Most agent workflows fail in the parts around the model: unclear stages, missing artifacts, vague approval gates, hidden manual steps, and no audit trail. Harness Lab makes those pieces concrete.

A harness defines:

  • the workflow stages
  • the prompt or agent role used at each stage
  • inputs and outputs
  • approval gates
  • generated artifacts
  • audit and improvement steps

The goal is simple: make agent work inspectable before making it autonomous.

What Works Today

  • List bundled harness definitions
  • Validate harness YAML
  • Show a parsed harness as JSON
  • Generate a local Markdown run folder under runs/
  • Prevent accidental overwrite of an existing run
  • Use custom harness and run directories
  • Ship a complete example run under examples/

What Does Not Work Yet

  • No model API calls
  • No conversation engine
  • No autonomous shell or tool execution
  • No database or hosted service
  • No web UI
  • No durable run history beyond local files

Requirements

  • Node.js 20 or newer
  • npm

No API keys or environment variables are required for v0.1.

Quickstart

git clone https://github.com/sommbc/harness-lab.git
cd harness-lab
npm ci
npm run validate:harnesses
npm run dev -- list
npm run dev -- new software-delivery --name signup-validation-fix

That creates a local run folder:

runs/signup-validation-fix/
  README.md
  01-intake-interview.md
  02-cto-planner.md
  03-prompt-redteam.md
  04-cto-rewrite.md
  05-export-prompt.md
  06-code-audit.md
  07-final-verdict.md

runs/ is ignored by git. Treat it as local working output.
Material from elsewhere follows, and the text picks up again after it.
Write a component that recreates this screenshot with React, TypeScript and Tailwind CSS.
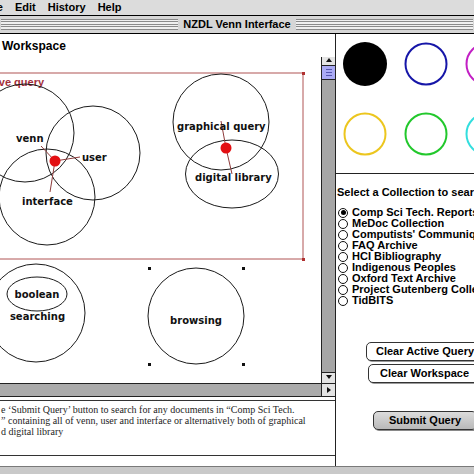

Commit polished examples under examples/ instead.

Commands

Command Purpose
npm run dev -- list List bundled harnesses from source
npm run dev -- validate Validate bundled harness YAML from source
npm run dev -- show software-delivery Print one harness definition as JSON
npm run dev -- new software-delivery --name signup-validation-fix Create a local run scaffold
npm run build Compile TypeScript to dist/
npm start -- list Run the compiled CLI
npm run lint Run ESLint
npm run typecheck Run TypeScript without emitting files
npm test Run the test suite
npm run check Run lint, typecheck, tests, and build

CLI options:

npm run dev -- --harness-dir ./harnesses list
npm run dev -- --harness-dir ./harnesses new software-delivery --runs-dir ./runs --name example-run

When --harness-dir is omitted, the CLI uses ./harnesses from the current working directory if present, then falls back to the bundled harnesses.

Harness YAML

Harness definitions live at:

harnesses/<harness-id>/harness.yaml

Minimal shape:

id: software-delivery
name: Software Delivery Harness
description: Turn a rough software task into a hardened implementation prompt and audit loop.
version: 0.1.0
maturity: prompt
stages:
  - id: intake-interview
    name: Intake Interview
    agent: agents/intake-interviewer.md
    description: Gather task details, constraints, tests, and acceptance criteria.
    outputs:
      - 01-task-context.md
    approval: none
  - id: final-verdict
    name: Final Verdict
    description: Decide whether to accept, accept with risks, revise, or escalate.
    inputs:
      - 06-audit-verdict.md
    outputs:
      - 07-final-verdict.md
    approval: required

Required top-level fields:

  • id
  • name
  • description
  • version
  • maturity
  • stages

Supported maturity values:

  • prompt
  • local
  • tool-integrated
  • production

Supported approval values:

  • none
  • recommended
  • required

Validation currently checks required fields, harness IDs, stage IDs, duplicate stage IDs, maturity values, approval values, and string-list fields.

Successful Example

A completed manual run is included here:

examples/software-delivery-run/

It shows a realistic software-delivery prompt harness moving from intake to implementation prompt, audit, and final verdict. It is intentionally committed as documentation. Generated local runs stay under ignored runs/.

Architecture

src/
  cli.ts              Commander CLI entrypoint
  core/
    harness.ts        YAML loading and validation
    run-store.ts      Local Markdown run folder creation
    text.ts           Slug helpers
    types.ts          Core TypeScript types

harnesses/
  harness-creator/    Prompt harness for designing new harnesses
  software-delivery/  Prompt harness for software-task planning and audit

examples/
  software-delivery-run/  Completed illustrative run output

The CLI is deliberately small:

  1. Read harness YAML from harnesses/<id>/harness.yaml.
  2. Validate the definition.
  3. Create a run folder with one Markdown file per stage.
  4. Stop. The user or their AI tool fills in each stage manually.

Security and Privacy

Harness Lab v0.1 is local-only and does not send data over the network.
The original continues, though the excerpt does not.